== Aim ==
Determine which lines contain the word "components", then copy those lines.

_ _ _ _ _

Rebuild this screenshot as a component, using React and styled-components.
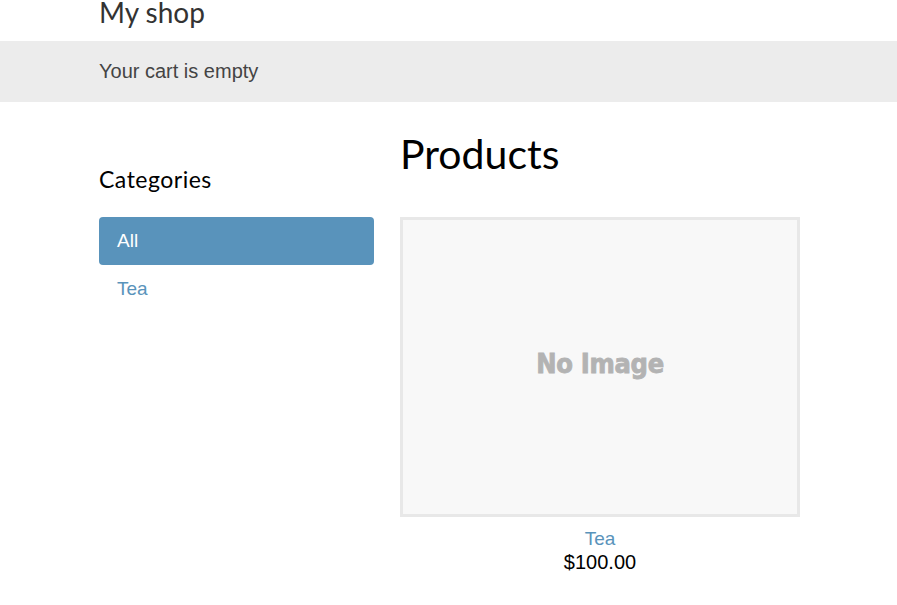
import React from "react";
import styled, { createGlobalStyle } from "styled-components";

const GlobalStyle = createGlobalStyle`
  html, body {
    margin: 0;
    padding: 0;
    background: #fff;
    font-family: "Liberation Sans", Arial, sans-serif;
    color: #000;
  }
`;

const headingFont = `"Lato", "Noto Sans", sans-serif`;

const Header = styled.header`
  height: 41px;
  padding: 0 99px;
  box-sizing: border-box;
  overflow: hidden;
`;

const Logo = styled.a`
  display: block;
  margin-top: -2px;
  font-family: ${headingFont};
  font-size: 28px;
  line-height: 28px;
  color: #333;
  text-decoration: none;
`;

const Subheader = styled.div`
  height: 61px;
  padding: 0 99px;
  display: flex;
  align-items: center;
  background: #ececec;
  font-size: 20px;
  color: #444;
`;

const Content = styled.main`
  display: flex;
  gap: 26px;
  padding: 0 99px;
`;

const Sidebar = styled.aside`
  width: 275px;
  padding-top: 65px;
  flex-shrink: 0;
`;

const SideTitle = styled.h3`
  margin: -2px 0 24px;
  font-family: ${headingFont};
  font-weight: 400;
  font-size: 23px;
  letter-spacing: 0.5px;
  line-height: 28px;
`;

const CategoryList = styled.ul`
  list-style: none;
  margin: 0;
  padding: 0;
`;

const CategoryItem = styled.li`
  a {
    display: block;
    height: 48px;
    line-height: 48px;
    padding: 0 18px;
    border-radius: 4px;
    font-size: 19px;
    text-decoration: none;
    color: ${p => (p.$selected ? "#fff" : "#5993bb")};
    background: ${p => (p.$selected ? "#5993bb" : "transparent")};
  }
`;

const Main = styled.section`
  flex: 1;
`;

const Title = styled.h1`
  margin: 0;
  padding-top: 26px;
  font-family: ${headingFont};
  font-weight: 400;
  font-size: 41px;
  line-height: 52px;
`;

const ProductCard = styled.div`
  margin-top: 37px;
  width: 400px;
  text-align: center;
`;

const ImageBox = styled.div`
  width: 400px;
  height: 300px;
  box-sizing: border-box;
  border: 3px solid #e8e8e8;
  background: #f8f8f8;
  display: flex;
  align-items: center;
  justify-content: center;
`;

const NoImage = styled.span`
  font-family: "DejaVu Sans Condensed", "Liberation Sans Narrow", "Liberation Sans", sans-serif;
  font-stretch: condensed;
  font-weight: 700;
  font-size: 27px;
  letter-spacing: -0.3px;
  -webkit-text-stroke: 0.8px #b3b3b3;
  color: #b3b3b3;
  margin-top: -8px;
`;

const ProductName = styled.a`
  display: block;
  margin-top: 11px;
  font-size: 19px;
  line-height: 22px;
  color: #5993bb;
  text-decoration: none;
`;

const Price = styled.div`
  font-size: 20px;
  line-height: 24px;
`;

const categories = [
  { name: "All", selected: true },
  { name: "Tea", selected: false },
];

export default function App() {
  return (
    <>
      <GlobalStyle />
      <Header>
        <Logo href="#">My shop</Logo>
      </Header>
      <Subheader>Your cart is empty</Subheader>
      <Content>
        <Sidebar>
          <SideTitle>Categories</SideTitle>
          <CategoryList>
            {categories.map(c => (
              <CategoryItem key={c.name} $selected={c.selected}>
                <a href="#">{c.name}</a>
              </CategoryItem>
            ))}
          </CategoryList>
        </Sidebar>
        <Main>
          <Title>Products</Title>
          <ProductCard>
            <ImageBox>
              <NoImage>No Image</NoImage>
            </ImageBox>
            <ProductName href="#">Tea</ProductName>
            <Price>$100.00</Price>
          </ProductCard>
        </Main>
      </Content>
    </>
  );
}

_ _ _ _ _

== Result ==
Rebuild this screenshot as a component, using React and styled-components.
import styled, { createGlobalStyle } from "styled-components";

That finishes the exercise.